There's a way to validate a feeling at be blunt too. Sure, nobody likes how if feels to be rejected - but how you deal with it is more important (especially when it has NO impact on your life and HELPS another person).


+1 and other kids have ended up far from their dream schools.
Anonymous
She's going to be one of those women who gets a boyfriend or husband, and flirts with other guys just so she can reject them, or get upset if they reject her.
Anonymous
Anonymous wrote:
Anonymous wrote:Since she hasn't actually started college yet, she's still in a place where the school that rejected her is as real as the college she'll actually attend. That will change the instant she hits campus. Suddenly, *her* college will be everything she sees and everyone she knows -- as large as life itself. (The college that rejected her, by contrast, will only get smaller and smaller, and will eventually dissolve into a pinprick she'll barely be able to see.)

It's so easy for kids to fixate on things that don't matter at this stage. They're stuck in the waiting place -- college looming but not yet begun -- so there's very little TO fixate on. It's all normal. It's all good. This, too, shall pass.


OR - she will forever in life associate 5th choice college as "the school that rejected her" - regardless of how much she loves her dream school experience. I don't think letting this slide does her any favors in life (this is just one of many such hurdles she will face in life) - where as parents addressing with some blunt realities will add a new voice to her internal narrative that could help not just now, but later too.


The hurdle is her Main Character Syndrome and obsession with irrelevant external validation. She needs to overcome that.
Anonymous
Anonymous wrote:She's going to be one of those women who gets a boyfriend or husband, and flirts with other guys just so she can reject them, or get upset if they reject her.


Eh? Where are you in your own personal life where this is what you thought?
Anonymous
Anonymous wrote:I thought this was going to be about a kid who got rejected from choices 1 through 5, which would be something to be bummed about. Got 1st choice but not 5th choice? NO sympathy. Stop it, shut up, grow up, forget about everything except the school you’re actually going to attend.


This, I can’t believe op treats this as remotely acceptable behavior.
Anonymous
Anonymous wrote:
Anonymous wrote:I'm very blunt with my kids. I'd be clear and firm about the need to shake it off in light of her good fortune!


you need to validate your kids feelings and not just dismiss them. You are not them, they are not you, understand their feelings, they might not have the capacity at 18 to just shake it off


It's the 2nd line of the song!
"Got nothing in my brain / That's what people say"

Anonymous
Anonymous wrote:
Anonymous wrote:DD got into her dream school.
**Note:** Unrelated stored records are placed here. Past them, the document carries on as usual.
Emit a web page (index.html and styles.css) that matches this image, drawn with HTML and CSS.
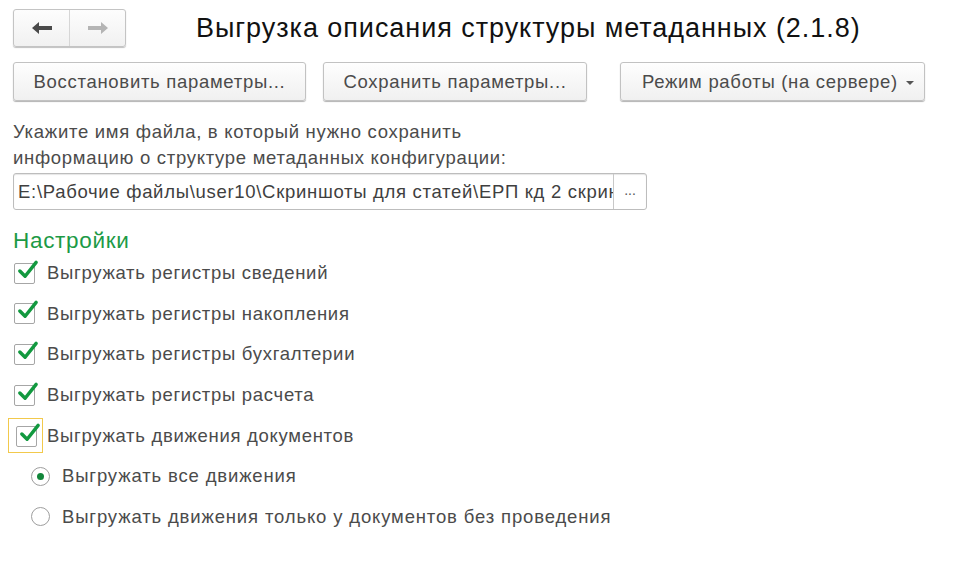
FILE: index.html
```html
<!DOCTYPE html>
<html lang="ru">
<head>
<meta charset="utf-8">
<link rel="stylesheet" href="styles.css">
</head>
<body>
<div class="form">
  <div class="header">
    <div class="nav">
      <button class="nav-btn">
        <svg width="22" height="14" viewBox="0 0 22 14"><path d="M1 7 L8 1 L8 5 L21 5 L21 9 L8 9 L8 13 Z" fill="#4a4a4a"/></svg>
      </button>
      <button class="nav-btn">
        <svg width="22" height="14" viewBox="0 0 22 14"><path d="M21 7 L14 1 L14 5 L1 5 L1 9 L14 9 L14 13 Z" fill="#b4b4b4"/></svg>
      </button>
    </div>
    <h1 class="title">Выгрузка описания структуры метаданных (2.1.8)</h1>
  </div>

  <div class="toolbar">
    <button class="btn btn-restore">Восстановить параметры...</button>
    <button class="btn btn-save">Сохранить параметры...</button>
    <button class="btn btn-mode">Режим работы (на сервере) <span class="caret"></span></button>
  </div>

  <p class="hint">Укажите имя файла, в который нужно сохранить<br>информацию о структуре метаданных конфигурации:</p>

  <div class="file-field">
    <div class="file-input"><span class="file-path">E:\Рабочие файлы\user10\Скриншоты для статей\ЕРП кд 2 скриншоты</span></div>
    <div class="file-select">...</div>
  </div>

  <div class="section-title">Настройки</div>

  <div class="checks">
    <div class="check-row"><span class="cb"><svg class="tick" viewBox="0 0 24 24"><path d="M4 12.5 L9.5 18 L21 3.5" fill="none" stroke="#12993f" stroke-width="3.6" stroke-linecap="round" stroke-linejoin="round"/></svg></span><span>Выгружать регистры сведений</span></div>
    <div class="check-row"><span class="cb"><svg class="tick" viewBox="0 0 24 24"><path d="M4 12.5 L9.5 18 L21 3.5" fill="none" stroke="#12993f" stroke-width="3.6" stroke-linecap="round" stroke-linejoin="round"/></svg></span><span>Выгружать регистры накопления</span></div>
    <div class="check-row"><span class="cb"><svg class="tick" viewBox="0 0 24 24"><path d="M4 12.5 L9.5 18 L21 3.5" fill="none" stroke="#12993f" stroke-width="3.6" stroke-linecap="round" stroke-linejoin="round"/></svg></span><span>Выгружать регистры бухгалтерии</span></div>
    <div class="check-row"><span class="cb"><svg class="tick" viewBox="0 0 24 24"><path d="M4 12.5 L9.5 18 L21 3.5" fill="none" stroke="#12993f" stroke-width="3.6" stroke-linecap="round" stroke-linejoin="round"/></svg></span><span>Выгружать регистры расчета</span></div>
    <div class="check-row"><span class="cb-focus"><span class="cb"><svg class="tick" viewBox="0 0 24 24"><path d="M4 12.5 L9.5 18 L21 3.5" fill="none" stroke="#12993f" stroke-width="3.6" stroke-linecap="round" stroke-linejoin="round"/></svg></span></span><span>Выгружать движения документов</span></div>
    <div class="radio-row"><span class="radio checked"></span><span>Выгружать все движения</span></div>
    <div class="radio-row"><span class="radio"></span><span>Выгружать движения только у документов без проведения</span></div>
  </div>
</div>
</body>
</html>
```

FILE: styles.css
```css
* { box-sizing: border-box; }
html, body { margin: 0; padding: 0; background: #fff; }
body {
  font-family: "Liberation Sans", Arial, sans-serif;
  color: #4b4b4b;
  font-size: 18.5px;
  letter-spacing: 0.7px;
}
.form { padding: 9px 0 0 13px; width: 974px; height: 575px; overflow: hidden; }

.header { display: flex; align-items: center; height: 38px; }
.nav {
  display: flex;
  width: 113px;
  height: 38px;
  border: 1px solid #c4c4c4;
  border-radius: 3px;
  background: linear-gradient(#fdfdfd, #f1f1f1);
  box-shadow: 0 1px 1px rgba(0,0,0,0.25);
  flex: none;
}
.nav-btn {
  flex: 1;
  border: none;
  background: transparent;
  display: flex;
  align-items: center;
  justify-content: center;
  padding: 0;
}
.nav-btn + .nav-btn { border-left: 1px solid #d6d6d6; }
.title {
  margin: 0 0 0 70px;
  font-weight: normal;
  font-size: 27px;
  color: #111;
  letter-spacing: 0.95px;
  white-space: nowrap;
}

.toolbar { display: flex; margin-top: 15px; height: 39px; }
.btn {
  height: 39px;
  border: 1px solid #c2c2c2;
  border-radius: 3px;
  background: linear-gradient(#fefefe, #f0f0f0);
  box-shadow: 0 1px 1px rgba(0,0,0,0.3);
  font-family: "Liberation Sans", Arial, sans-serif;
  font-size: 18.5px;
  letter-spacing: 0.7px;
  color: #4b4b4b;
  padding: 0;
  display: flex;
  align-items: center;
  justify-content: center;
  white-space: nowrap;
  flex: none;
}
.btn-restore { width: 293px; }
.btn-save { width: 264px; margin-left: 17px; }
.btn-mode { width: 305px; margin-left: 33px; justify-content: flex-start; padding-left: 21px; }
.caret {
  display: inline-block;
  width: 0; height: 0;
  border-left: 4px solid transparent;
  border-right: 4px solid transparent;
  border-top: 4px solid #555;
  margin-left: 8px;
  margin-top: 2px;
}

.hint { margin: 18px 0 0 0; line-height: 26px; }

.file-field {
  display: flex;
  width: 634px;
  height: 37px;
  margin-top: 2px;
  border: 1px solid #bdbdbd;
  border-radius: 3px;
  box-shadow: inset 0 1px 1px rgba(0,0,0,0.1);
}
.file-input {
  flex: 1;
  min-width: 0;
  overflow: hidden;
  white-space: nowrap;
  padding: 0 0 0 4px;
  line-height: 35px;
  color: #3f3f3f;
}
.file-select {
  width: 33px;
  border-left: 1px solid #c8c8c8;
  text-align: center;
  line-height: 32px;
  font-size: 14px;
  letter-spacing: 0;
  color: #555;
  flex: none;
}

.section-title {
  margin-top: 18px;
  font-size: 22.5px;
  color: #1c9a46;
  line-height: 26px;
}
.checks { margin-top: -1px; }

.check-row, .radio-row {
  display: flex;
  align-items: center;
  height: 40.6px;
}
.check-row > span:last-child { margin-left: 12px; }
.cb {
  position: relative;
  display: inline-block;
  width: 21px;
  height: 21px;
  margin-left: 1px;
  border: 1px solid #a6a6a6;
  border-radius: 2px;
  background: #fff;
  flex: none;
}
.tick {
  position: absolute;
  left: 1px;
  top: -5px;
  width: 23px;
  height: 23px;
}
.cb-focus {
  display: inline-flex;
  align-items: center;
  justify-content: center;
  width: 35px;
  height: 35px;
  margin-left: -5px;
  margin-right: -8px;
  border: 1.5px solid #f2c94c;
  flex: none;
}
.cb-focus .cb { margin-left: 2px; margin-top: 2px; }
.radio-row { padding-left: 18px; }
.radio-row > span:last-child { margin-left: 12px; letter-spacing: 0.85px; }
.radio {
  width: 19px;
  height: 19px;
  border: 1px solid #9e9e9e;
  border-radius: 50%;
  background: #fff;
  display: inline-flex;
  align-items: center;
  justify-content: center;
  flex: none;
}
.radio.checked::after {
  content: "";
  width: 7px;
  height: 7px;
  border-radius: 50%;
  background: #12863a;
}
```
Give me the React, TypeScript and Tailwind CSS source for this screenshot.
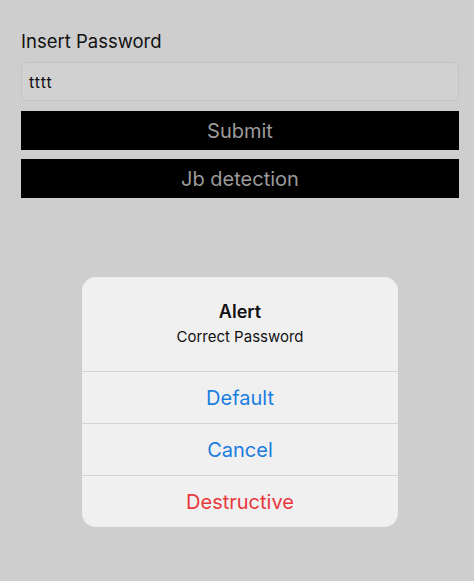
import React from "react";

export default function App() {
  const font = { fontFamily: "Inter, 'Open Sans', sans-serif" };
  return (
    <div
      className="relative w-[474px] h-[581px] bg-[#cfcecf] overflow-hidden pl-[21px] pr-[15px] pt-[30px] flex flex-col"
      style={font}
    >
      <div className="text-[18.5px] leading-[22px] text-[#111]">Insert Password</div>
      <div className="mt-[10px] h-[39px] rounded-[5px] border border-[#c2c1c3] bg-[#d2d1d2] flex items-center px-[7px] text-[16px] tracking-[1px] text-[#111]">
        tttt
      </div>
      <div className="mt-[10px] h-[39px] bg-black flex items-center justify-center text-[20px] text-[#9b9b9b]">
        Submit
      </div>
      <div className="mt-[9px] h-[39px] bg-black flex items-center justify-center text-[20px] text-[#9b9b9b]">
        Jb detection
      </div>

      <div className="absolute left-[82px] top-[277px] w-[316px] rounded-[14px] bg-[#f1f0f1] overflow-hidden flex flex-col">
        <div className="h-[94px] flex flex-col items-center pt-[24px]">
          <div className="text-[18px] leading-[22px] font-semibold text-[#111]">Alert</div>
          <div className="mt-[4px] text-[15px] leading-[20px] text-[#111]">Correct Password</div>
        </div>
        <div className="h-[1px] bg-[#d3d2d5]" />
        <div className="h-[51px] flex items-center justify-center text-[20px] text-[#1a7de0]">Default</div>
        <div className="h-[1px] bg-[#d3d2d5]" />
        <div className="h-[51px] flex items-center justify-center text-[20px] text-[#1a7de0]">Cancel</div>
        <div className="h-[1px] bg-[#d3d2d5]" />
        <div className="h-[51px] flex items-center justify-center text-[20px] text-[#e8383c]">Destructive</div>
      </div>
    </div>
  );
}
She moves in soon, and she's quite happy. Problem is, she can't seem to shake the fact she was rejected from her 5th choice school. I am certain this is because that school was the most selective of the bunch by far. Anything I can say to her to help her shake that off? Or will school starting help?


Note that the replies posted so far are based on the assumption that your daughter is doing OK and just has a mildly bruised ego.

Given how expensive college is and how hard college can be, it might be worthwhile to be a little paranoid about your daughter’s mental health.

If you think she’s really more anxious, depressed or otherwise messed up than other kids you know, maybe it would be worth it to see if you can arrange for her to have tutoring or telehealth counseling in place from the start, and maybe it would be good to understand what would happen to her financial aid if she dropped one or two classes.


Good point. She should defer college attendance until she stops feeling that the only life worth living is one where she is better than everyone else.

Was she valedictorian at her high school? How did she cope with not being #1 up til now?
Anonymous
She should go on a Mormon mission or get a door-to-door sales gig, so she can learn to handle rejection.